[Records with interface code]
----------

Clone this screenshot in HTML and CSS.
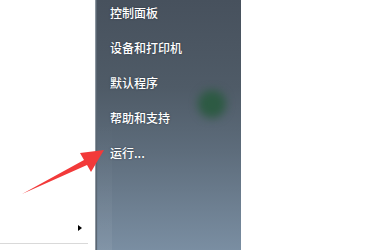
FILE: index.html
```html
<!DOCTYPE html>
<html lang="zh-CN">
<head>
<meta charset="utf-8">
<link rel="stylesheet" href="styles.css">
</head>
<body>
<div class="screen">
  <div class="left-pane">
    <div class="left-spacer"></div>
    <div class="all-programs"><span class="tri"></span></div>
    <div class="sep"></div>
  </div>
  <div class="right-pane">
    <div class="glow"></div>
    <ul class="menu">
      <li>控制面板</li>
      <li>设备和打印机</li>
      <li>默认程序</li>
      <li>帮助和支持</li>
      <li>运行...</li>
    </ul>
  </div>
  <div class="desktop"></div>
  <svg class="arrow" width="387" height="250" viewBox="0 0 387 250">
    <polygon points="22,194 84,160 80,153 104,150 91,172 87,165" fill="#f23a3a"/>
  </svg>
</div>
</body>
</html>
```
FILE: styles.css
```css
html, body {
  margin: 0;
  padding: 0;
  background: #ffffff;
}
.screen {
  position: relative;
  width: 387px;
  height: 250px;
  display: flex;
  overflow: hidden;
  font-family: "Noto Sans CJK SC", "Noto Sans", sans-serif;
}
.left-pane {
  width: 95px;
  background: #ffffff;
  display: flex;
  flex-direction: column;
}
.left-spacer {
  flex: 1;
}
.all-programs {
  height: 14px;
  display: flex;
  justify-content: flex-end;
  align-items: center;
  padding-right: 13px;
  margin-bottom: 8px;
}
.tri {
  width: 0;
  height: 0;
  border-top: 3.5px solid transparent;
  border-bottom: 3.5px solid transparent;
  border-left: 4px solid #000000;
}
.sep {
  width: 88px;
  height: 1px;
  background: #d9d9d9;
  margin-bottom: 6px;
}
.right-pane {
  position: relative;
  width: 146px;
  background: linear-gradient(to bottom, #47515d 0%, #4f5b67 35%, #5d6c7b 60%, #7a8ea2 100%);
  box-shadow: inset 1px 0 0 #8a949e, inset 2px 0 0 #5a6672;
}
.right-pane::before {
  content: "";
  position: absolute;
  left: 3px;
  top: 120px;
  width: 14px;
  height: 130px;
  background: linear-gradient(to bottom, rgba(255,255,255,0), rgba(255,255,255,0.06));
}
.glow {
  position: absolute;
  left: 103px;
  top: 90px;
  width: 28px;
  height: 28px;
  border-radius: 50%;
  background: #2d5a43;
  filter: blur(4px);
}
.menu {
  position: relative;
  list-style: none;
  margin: 0;
  padding: 5px 0 0 15px;
  display: flex;
  flex-direction: column;
  gap: 19px;
}
.menu li {
  height: 16px;
  line-height: 16px;
  font-size: 12px;
  font-weight: 500;
  color: #ffffff;
  text-shadow: 0 0 2px rgba(20, 30, 40, 0.6);
}
.desktop {
  flex: 1;
  background: #ffffff;
}
.arrow {
  position: absolute;
  left: 0;
  top: 0;
  pointer-events: none;
}
```
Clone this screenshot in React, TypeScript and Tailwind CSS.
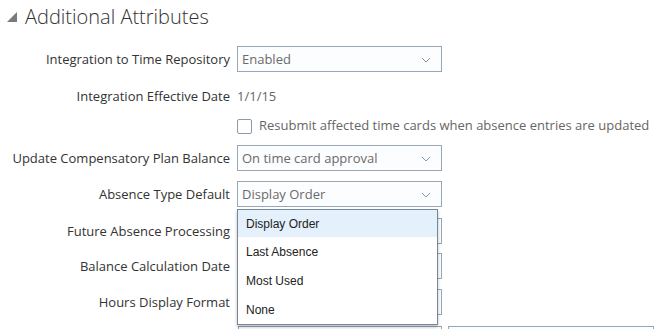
import React from "react";

const font = { fontFamily: '"Open Sans", "Noto Sans", sans-serif' };

function Chevron() {
  return (
    <svg width="10" height="6" viewBox="0 0 10 6" className="absolute right-[10px] top-[10px]">
      <path d="M1 1 L5 5 L9 1" fill="none" stroke="#8d99a6" strokeWidth="1" />
    </svg>
  );
}

function Select({ value }: { value?: string }) {
  return (
    <div className="relative h-[26px] w-[205px] border border-[#98a7b5] bg-[#fcfdfe] box-border">
      {value && (
        <span className="absolute left-[4px] top-[3px] text-[13px] leading-[18px] text-[#6a6a6a]">{value}</span>
      )}
      <Chevron />
    </div>
  );
}

function Row({ label, children, className = "" }: { label?: string; children?: React.ReactNode; className?: string }) {
  return (
    <div className={`flex h-[26px] items-center ${className}`}>
      <div className="w-[230px] shrink-0 pt-[2px] text-right text-[13px] text-[#333]">{label}</div>
      <div className="relative ml-[7px] flex items-center">{children}</div>
    </div>
  );
}

export default function App() {
  return (
    <div className="relative h-[329px] w-[662px] overflow-hidden bg-white" style={font}>
      <div className="flex h-[32px] items-center pl-[7px] pt-[2px]">
        <svg width="10" height="10" viewBox="0 0 10 10" className="mr-[8px]">
          <polygon points="0,10 10,0 10,10" fill="#7b7b7b" />
        </svg>
        <span className="text-[20px] font-light text-[#333] leading-none">Additional Attributes</span>
      </div>
      <div className="pt-[14px]">
        <Row label="Integration to Time Repository">
          <Select value="Enabled" />
        </Row>
        <Row label="Integration Effective Date" className="mt-[11px]">
          <span className="pt-[2px] text-[13px] text-[#666]">1/1/15</span>
        </Row>
        <Row className="mt-[4px]">
          <div className="h-[15px] w-[15px] rounded-[2px] border border-[#8d9aa7] bg-white box-border" />
          <span className="ml-[7px] text-[13px] text-[#666] whitespace-nowrap">
            Resubmit affected time cards when absence entries are updated
          </span>
        </Row>
        <Row label="Update Compensatory Plan Balance" className="mt-[6px]">
          <Select value="On time card approval" />
        </Row>
        <Row label="Absence Type Default" className="mt-[10px]">
          <Select value="Display Order" />
          <div
            className="absolute left-0 top-[28px] z-10 w-[201px] border border-[#76879a] bg-white shadow-[0_2px_3px_rgba(0,0,0,0.25)] box-border"
            style={{ fontFamily: '"Liberation Sans", Arial, sans-serif' }}
          >
            <div className="flex h-[27px] items-center bg-[#e4f0fc] pl-[8px] text-[12px] text-[#222]">Display Order</div>
            <div className="flex h-[29px] items-center pl-[8px] text-[12px] text-[#222]">Last Absence</div>
            <div className="flex h-[29px] items-center pl-[8px] text-[12px] text-[#222]">Most Used</div>
            <div className="flex h-[29px] items-center pl-[8px] text-[12px] text-[#222]">None</div>
          </div>
        </Row>
        <Row label="Future Absence Processing" className="mt-[11px]">
          <Select />
        </Row>
        <Row label="Balance Calculation Date" className="mt-[9px]">
          <Select />
        </Row>
        <Row label="Hours Display Format" className="mt-[10px]">
          <Select />
        </Row>
        <div className="mt-[11px] flex h-[26px] pl-[238px] gap-[6px]">
          <div className="h-[26px] w-[204px] border border-[#98a7b5] bg-[#fcfdfe]" />
          <div className="h-[26px] w-[206px] border border-[#98a7b5] bg-[#fcfdfe]" />
        </div>
      </div>
    </div>
  );
}
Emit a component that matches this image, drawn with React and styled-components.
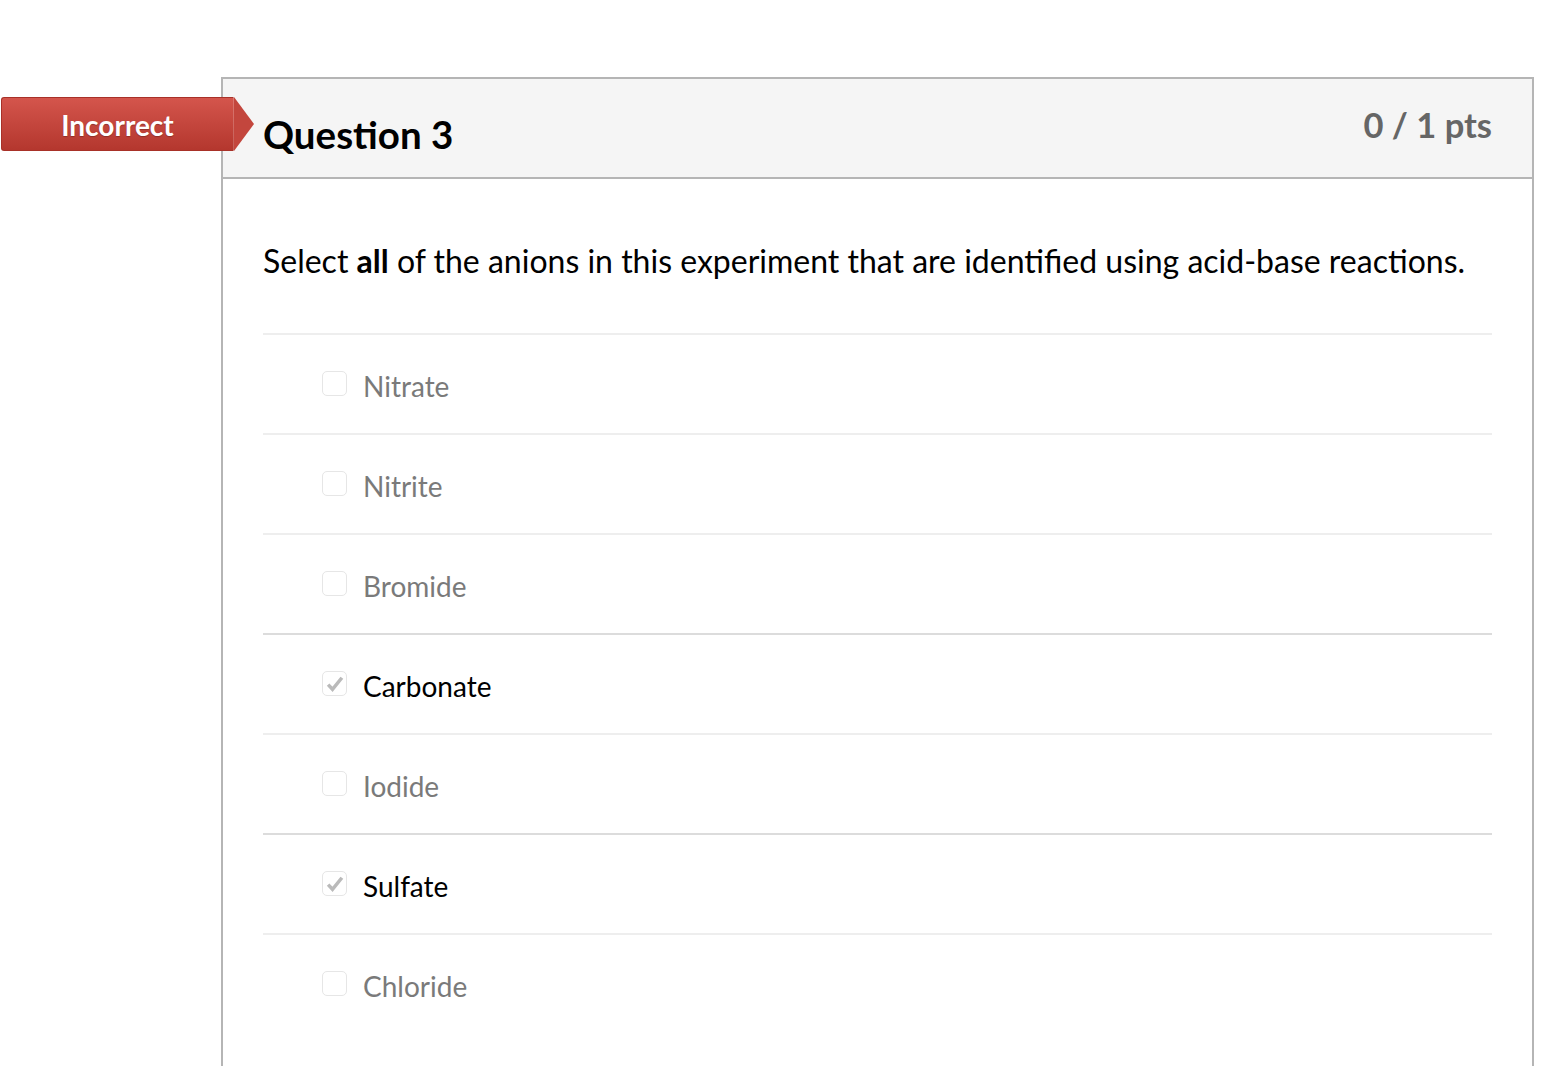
import React from 'react';
import styled, { createGlobalStyle } from 'styled-components';

const GlobalStyle = createGlobalStyle`
  html, body {
    margin: 0;
    padding: 0;
    background: #fff;
    font-family: Lato, "Open Sans", sans-serif;
    overflow: hidden;
  }
`;

const Page = styled.div`
  padding: 77px 0 0 221px;
  height: 1066px;
  box-sizing: border-box;
  position: relative;
`;

const Panel = styled.div`
  width: 1313px;
  min-height: 1100px;
  box-sizing: border-box;
  border: 2px solid #b5b5b5;
  border-bottom: none;
  position: relative;
`;

const Header = styled.div`
  height: 100px;
  box-sizing: border-box;
  background: #f5f5f5;
  border-bottom: 2px solid #b5b5b5;
  display: flex;
  justify-content: space-between;
  align-items: flex-start;
  padding: 0 40px 0 40px;
`;

const Title = styled.h2`
  margin: 32px 0 0;
  font-size: 38.5px;
  font-weight: 700;
  color: #000;
  line-height: 46px;
`;

const Points = styled.div`
  margin-top: 24px;
  font-size: 34.5px;
  font-weight: 700;
  color: #666;
  line-height: 44px;
`;

const Badge = styled.div`
  position: absolute;
  left: -222px;
  top: 18px;
  width: 233px;
  height: 54px;
  box-sizing: border-box;
  background: linear-gradient(#d4554c, #b4372e);
  border: 1px solid #a83128;
  border-right: 1px solid rgba(255, 255, 255, 0.2);
  border-radius: 3px 0 0 3px;
  color: #fff;
  font-size: 28px;
  font-weight: 700;
  display: flex;
  align-items: center;
  justify-content: center;
  padding-top: 2px;
  text-shadow: 0 1px 1px rgba(0, 0, 0, 0.25);

  &::after {
    content: '';
    position: absolute;
    right: -21px;
    top: -1px;
    border-top: 27px solid transparent;
    border-bottom: 27px solid transparent;
    border-left: 20px solid #c3463d;
  }
`;

const Body = styled.div`
  padding: 60px 40px 0 40px;
`;

const Prompt = styled.p`
  margin: 0 0 50px;
  font-size: 32px;
  line-height: 44px;
  color: #000;

  strong {
    font-weight: 700;
  }
`;

const AnswerList = styled.div`
  display: flex;
  flex-direction: column;
`;

const Answer = styled.label`
  height: 100px;
  box-sizing: border-box;
  border-top: ${(p) => (p.$strong ? '2px solid #dcdcdc' : '2px solid #eeeeee')};
  display: flex;
  align-items: center;
  padding: 4px 0 0 59px;
  gap: 16px;
  font-size: 28px;
  color: ${(p) => (p.$checked ? '#000' : '#7a7a7a')};
`;

const Box = styled.span`
  width: 25px;
  height: 25px;
  box-sizing: border-box;
  border: 1px solid #e6e6e6;
  border-radius: 5px;
  background: #fff;
  display: flex;
  align-items: center;
  justify-content: center;
  margin-top: -5px;
`;

const Text = styled.span`
  line-height: 1;
`;

const answers = [
  { label: 'Nitrate' },
  { label: 'Nitrite' },
  { label: 'Bromide' },
  { label: 'Carbonate', checked: true },
  { label: 'Iodide' },
  { label: 'Sulfate', checked: true },
  { label: 'Chloride' },
];

export default function App() {
  return (
    <>
      <GlobalStyle />
      <Page>
        <Panel>
          <Badge>Incorrect</Badge>
          <Header>
            <Title>Question 3</Title>
            <Points>0 / 1 pts</Points>
          </Header>
          <Body>
            <Prompt>
              Select <strong>all</strong> of the anions in this experiment that are identified
              using acid-base reactions.
            </Prompt>
            <AnswerList>
              {answers.map((a, i) => (
                <Answer key={a.label} $checked={a.checked} $strong={i > 0 && a.checked}>
                  <Box>
                    {a.checked && (
                      <svg width="20" height="20" viewBox="0 0 16 16">
                        <path d="M2.5 8.5 L6 12.2 L13.5 3" fill="none" stroke="#bababa" strokeWidth="2.8" />
                      </svg>
                    )}
                  </Box>
                  <Text>{a.label}</Text>
                </Answer>
              ))}
            </AnswerList>
          </Body>
        </Panel>
      </Page>
    </>
  );
}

----------

Gather every line from the listing above in which "that" appears, and copy those lines.

_Answer below_
Emit a component that matches this image, drawn with React and styled-components.
              Select <strong>all</strong> of the anions in this experiment that are identified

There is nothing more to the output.